_What you have to do_
Find every line in the records below that holds the word "index" and copy it.

_Information shown_
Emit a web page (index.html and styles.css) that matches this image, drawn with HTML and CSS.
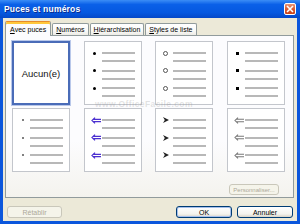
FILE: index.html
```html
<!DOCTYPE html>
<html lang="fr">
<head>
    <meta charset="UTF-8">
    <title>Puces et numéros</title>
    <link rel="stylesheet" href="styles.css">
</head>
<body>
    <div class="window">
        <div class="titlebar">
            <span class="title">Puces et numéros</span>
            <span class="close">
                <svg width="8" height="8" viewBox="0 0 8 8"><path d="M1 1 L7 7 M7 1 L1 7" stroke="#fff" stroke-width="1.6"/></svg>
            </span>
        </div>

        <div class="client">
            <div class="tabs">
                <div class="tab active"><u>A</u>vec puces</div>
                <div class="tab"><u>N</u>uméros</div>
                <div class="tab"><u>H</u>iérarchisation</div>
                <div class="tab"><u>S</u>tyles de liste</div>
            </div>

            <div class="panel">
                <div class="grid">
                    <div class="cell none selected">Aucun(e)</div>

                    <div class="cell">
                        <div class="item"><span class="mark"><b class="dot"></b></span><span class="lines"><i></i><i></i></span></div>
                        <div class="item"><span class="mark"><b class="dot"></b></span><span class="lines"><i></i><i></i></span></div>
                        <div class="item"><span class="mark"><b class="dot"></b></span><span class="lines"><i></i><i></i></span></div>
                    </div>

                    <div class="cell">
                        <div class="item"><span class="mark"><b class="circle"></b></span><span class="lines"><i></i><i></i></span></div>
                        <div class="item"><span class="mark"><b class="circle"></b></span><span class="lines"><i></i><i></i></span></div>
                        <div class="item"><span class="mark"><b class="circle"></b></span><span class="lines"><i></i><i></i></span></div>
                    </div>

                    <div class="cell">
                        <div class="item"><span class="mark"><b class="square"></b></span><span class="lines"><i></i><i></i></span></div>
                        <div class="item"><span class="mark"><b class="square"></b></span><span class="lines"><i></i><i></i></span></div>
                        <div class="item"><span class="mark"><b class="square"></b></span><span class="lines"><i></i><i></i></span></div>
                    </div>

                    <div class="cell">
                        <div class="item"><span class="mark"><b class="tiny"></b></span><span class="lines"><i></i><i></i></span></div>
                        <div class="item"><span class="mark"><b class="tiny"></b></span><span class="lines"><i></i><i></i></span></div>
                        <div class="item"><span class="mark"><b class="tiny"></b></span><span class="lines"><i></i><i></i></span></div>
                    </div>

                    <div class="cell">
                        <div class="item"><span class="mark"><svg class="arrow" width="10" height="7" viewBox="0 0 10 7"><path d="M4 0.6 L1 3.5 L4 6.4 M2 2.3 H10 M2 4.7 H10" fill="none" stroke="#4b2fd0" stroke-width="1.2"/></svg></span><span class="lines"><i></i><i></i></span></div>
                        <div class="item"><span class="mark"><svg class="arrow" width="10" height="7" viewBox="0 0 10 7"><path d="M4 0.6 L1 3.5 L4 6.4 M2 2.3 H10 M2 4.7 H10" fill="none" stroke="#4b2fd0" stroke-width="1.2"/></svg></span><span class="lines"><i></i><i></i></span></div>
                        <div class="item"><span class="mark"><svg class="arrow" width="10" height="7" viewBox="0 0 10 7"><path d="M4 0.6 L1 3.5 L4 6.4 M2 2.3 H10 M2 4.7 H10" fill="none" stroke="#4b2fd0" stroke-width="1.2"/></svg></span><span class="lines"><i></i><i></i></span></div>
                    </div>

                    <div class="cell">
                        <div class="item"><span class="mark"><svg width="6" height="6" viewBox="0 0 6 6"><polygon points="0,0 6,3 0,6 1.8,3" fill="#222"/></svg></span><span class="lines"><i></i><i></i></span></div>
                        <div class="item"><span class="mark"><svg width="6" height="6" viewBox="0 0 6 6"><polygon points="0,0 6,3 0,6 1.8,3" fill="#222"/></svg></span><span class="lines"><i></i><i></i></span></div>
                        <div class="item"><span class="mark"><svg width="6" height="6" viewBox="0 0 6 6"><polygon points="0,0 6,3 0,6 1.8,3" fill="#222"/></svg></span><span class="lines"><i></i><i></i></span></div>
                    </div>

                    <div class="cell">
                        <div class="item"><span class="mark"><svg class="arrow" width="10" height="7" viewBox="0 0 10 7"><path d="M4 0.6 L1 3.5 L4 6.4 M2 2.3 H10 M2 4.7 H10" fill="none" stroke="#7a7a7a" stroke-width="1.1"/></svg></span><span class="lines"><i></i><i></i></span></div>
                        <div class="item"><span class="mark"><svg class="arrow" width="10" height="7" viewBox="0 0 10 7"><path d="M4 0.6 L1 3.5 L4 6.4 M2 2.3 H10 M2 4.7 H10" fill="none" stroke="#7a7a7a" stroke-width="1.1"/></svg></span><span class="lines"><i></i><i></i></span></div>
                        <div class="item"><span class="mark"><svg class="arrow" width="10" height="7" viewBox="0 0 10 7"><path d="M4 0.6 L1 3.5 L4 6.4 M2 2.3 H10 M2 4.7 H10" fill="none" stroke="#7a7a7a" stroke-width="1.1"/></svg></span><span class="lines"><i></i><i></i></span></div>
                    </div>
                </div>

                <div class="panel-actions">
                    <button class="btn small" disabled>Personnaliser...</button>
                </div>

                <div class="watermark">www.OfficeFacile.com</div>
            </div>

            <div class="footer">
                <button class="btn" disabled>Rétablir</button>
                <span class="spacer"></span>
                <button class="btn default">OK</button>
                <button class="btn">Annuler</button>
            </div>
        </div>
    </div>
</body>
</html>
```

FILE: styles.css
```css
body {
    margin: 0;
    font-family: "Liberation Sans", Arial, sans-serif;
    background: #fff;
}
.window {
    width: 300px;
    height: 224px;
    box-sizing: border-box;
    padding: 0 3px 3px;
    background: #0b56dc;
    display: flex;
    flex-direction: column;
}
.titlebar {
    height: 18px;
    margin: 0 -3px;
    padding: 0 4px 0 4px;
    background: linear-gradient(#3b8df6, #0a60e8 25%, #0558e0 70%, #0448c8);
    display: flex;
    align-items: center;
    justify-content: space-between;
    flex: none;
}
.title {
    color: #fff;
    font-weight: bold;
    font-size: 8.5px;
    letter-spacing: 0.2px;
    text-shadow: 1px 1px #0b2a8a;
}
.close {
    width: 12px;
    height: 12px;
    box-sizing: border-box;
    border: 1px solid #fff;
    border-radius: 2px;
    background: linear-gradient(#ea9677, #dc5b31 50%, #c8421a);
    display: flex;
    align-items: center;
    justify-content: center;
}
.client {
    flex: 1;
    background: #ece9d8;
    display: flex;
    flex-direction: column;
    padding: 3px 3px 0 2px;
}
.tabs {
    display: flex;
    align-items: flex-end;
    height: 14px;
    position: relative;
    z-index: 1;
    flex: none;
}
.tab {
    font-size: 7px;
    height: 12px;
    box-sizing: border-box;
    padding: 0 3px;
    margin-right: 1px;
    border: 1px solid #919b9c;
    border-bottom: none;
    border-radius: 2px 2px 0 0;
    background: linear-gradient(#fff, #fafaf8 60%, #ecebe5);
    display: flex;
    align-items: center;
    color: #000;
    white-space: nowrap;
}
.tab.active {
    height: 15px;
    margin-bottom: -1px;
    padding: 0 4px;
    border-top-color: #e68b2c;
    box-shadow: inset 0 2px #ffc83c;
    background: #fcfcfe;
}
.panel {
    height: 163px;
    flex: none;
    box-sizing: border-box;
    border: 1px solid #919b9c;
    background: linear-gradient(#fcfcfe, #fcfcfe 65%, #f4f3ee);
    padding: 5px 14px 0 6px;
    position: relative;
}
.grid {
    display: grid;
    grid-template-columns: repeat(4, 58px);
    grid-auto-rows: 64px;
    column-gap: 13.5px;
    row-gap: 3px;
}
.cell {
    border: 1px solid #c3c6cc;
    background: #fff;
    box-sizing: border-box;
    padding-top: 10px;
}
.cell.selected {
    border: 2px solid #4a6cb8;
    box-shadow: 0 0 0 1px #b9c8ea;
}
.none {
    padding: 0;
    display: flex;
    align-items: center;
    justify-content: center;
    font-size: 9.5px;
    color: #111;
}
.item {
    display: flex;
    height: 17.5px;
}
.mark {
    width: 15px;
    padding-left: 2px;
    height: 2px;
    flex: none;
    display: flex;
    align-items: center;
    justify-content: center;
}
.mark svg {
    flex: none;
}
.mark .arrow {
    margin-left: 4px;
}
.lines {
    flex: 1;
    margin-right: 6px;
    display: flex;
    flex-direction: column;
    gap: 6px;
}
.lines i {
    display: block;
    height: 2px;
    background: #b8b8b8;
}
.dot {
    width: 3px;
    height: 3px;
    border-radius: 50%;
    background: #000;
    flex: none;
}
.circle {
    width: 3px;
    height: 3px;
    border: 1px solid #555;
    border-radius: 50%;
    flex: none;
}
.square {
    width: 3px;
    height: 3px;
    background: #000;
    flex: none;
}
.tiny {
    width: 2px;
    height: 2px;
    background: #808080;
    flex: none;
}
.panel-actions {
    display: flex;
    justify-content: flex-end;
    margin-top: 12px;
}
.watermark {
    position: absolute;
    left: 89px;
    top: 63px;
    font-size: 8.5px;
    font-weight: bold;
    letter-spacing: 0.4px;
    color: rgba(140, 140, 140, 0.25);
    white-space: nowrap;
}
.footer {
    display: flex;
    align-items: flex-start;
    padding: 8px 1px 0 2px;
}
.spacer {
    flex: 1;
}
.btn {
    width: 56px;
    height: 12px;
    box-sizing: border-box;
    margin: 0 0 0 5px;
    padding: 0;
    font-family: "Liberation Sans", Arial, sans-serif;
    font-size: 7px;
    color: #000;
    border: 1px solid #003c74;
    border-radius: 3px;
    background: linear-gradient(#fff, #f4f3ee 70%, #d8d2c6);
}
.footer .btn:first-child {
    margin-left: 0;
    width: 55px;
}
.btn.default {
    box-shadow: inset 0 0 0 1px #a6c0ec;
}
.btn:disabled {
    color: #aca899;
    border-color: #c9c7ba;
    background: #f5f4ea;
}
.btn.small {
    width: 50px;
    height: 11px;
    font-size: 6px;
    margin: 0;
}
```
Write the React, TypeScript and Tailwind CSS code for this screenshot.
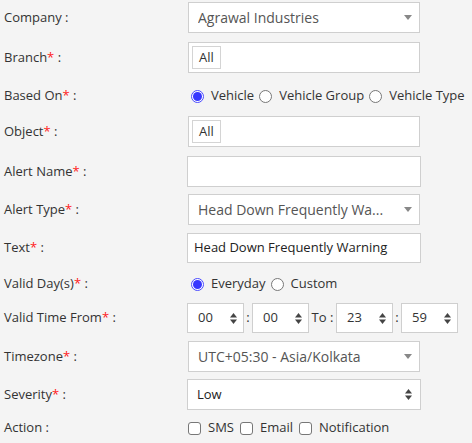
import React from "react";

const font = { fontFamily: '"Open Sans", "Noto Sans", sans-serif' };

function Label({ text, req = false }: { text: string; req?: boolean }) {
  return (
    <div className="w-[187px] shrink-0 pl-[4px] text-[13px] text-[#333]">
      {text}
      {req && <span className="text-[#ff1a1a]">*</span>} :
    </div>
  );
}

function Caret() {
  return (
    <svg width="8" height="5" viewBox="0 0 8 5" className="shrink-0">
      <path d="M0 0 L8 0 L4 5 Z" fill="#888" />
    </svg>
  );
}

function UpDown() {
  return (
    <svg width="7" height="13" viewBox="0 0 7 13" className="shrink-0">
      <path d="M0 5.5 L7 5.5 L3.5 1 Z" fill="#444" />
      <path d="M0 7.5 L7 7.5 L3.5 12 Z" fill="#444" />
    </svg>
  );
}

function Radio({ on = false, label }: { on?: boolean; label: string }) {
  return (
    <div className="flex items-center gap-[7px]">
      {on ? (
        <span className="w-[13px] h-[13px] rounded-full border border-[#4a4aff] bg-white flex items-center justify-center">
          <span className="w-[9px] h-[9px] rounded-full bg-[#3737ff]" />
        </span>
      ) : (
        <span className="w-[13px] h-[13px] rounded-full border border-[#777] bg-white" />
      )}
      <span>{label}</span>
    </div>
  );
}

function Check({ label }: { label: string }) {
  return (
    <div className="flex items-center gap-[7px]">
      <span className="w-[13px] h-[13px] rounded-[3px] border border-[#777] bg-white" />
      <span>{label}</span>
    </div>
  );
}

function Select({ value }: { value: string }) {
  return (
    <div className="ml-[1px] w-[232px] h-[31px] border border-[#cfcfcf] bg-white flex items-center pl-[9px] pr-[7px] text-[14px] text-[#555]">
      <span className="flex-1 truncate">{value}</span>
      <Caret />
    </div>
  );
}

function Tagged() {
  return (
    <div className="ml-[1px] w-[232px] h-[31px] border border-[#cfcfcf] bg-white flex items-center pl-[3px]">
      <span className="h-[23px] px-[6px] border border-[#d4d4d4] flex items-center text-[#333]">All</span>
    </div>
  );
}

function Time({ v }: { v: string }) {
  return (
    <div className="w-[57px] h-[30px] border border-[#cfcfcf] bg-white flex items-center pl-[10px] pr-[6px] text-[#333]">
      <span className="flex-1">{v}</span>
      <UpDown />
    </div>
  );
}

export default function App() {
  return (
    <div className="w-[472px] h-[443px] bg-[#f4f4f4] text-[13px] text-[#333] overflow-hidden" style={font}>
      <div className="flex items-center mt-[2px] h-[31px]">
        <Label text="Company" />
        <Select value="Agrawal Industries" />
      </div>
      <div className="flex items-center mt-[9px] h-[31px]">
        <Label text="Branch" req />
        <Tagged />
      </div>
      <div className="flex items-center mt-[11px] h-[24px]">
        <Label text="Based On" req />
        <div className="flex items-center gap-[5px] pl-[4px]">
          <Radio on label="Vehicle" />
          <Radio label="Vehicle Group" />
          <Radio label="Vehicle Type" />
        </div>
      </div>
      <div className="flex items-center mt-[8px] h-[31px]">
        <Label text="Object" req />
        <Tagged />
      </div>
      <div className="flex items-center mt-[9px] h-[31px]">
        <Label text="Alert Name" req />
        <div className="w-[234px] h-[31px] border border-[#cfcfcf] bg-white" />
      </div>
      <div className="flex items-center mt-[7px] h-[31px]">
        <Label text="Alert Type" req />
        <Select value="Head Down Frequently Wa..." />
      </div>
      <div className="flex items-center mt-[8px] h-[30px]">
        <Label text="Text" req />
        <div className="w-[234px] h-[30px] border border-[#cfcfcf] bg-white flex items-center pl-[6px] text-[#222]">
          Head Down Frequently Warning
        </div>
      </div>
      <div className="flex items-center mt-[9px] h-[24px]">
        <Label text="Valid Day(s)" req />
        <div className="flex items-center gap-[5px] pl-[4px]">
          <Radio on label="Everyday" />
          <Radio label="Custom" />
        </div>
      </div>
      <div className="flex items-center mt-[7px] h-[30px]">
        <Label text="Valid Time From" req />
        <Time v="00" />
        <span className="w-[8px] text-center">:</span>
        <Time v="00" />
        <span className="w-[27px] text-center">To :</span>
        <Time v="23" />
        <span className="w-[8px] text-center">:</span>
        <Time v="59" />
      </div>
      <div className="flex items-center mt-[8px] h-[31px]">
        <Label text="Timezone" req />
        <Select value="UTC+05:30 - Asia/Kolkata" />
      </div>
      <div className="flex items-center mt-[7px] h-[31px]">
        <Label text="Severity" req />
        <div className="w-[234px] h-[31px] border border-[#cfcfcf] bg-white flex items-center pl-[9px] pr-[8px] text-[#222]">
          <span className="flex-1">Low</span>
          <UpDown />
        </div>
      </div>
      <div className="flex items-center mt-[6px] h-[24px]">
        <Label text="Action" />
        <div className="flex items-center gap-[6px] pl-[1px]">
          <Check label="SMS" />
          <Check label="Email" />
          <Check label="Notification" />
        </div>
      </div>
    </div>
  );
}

_Answer below_
Emit a web page (index.html and styles.css) that matches this image, drawn with HTML and CSS.
FILE: index.html
    z-index: 1;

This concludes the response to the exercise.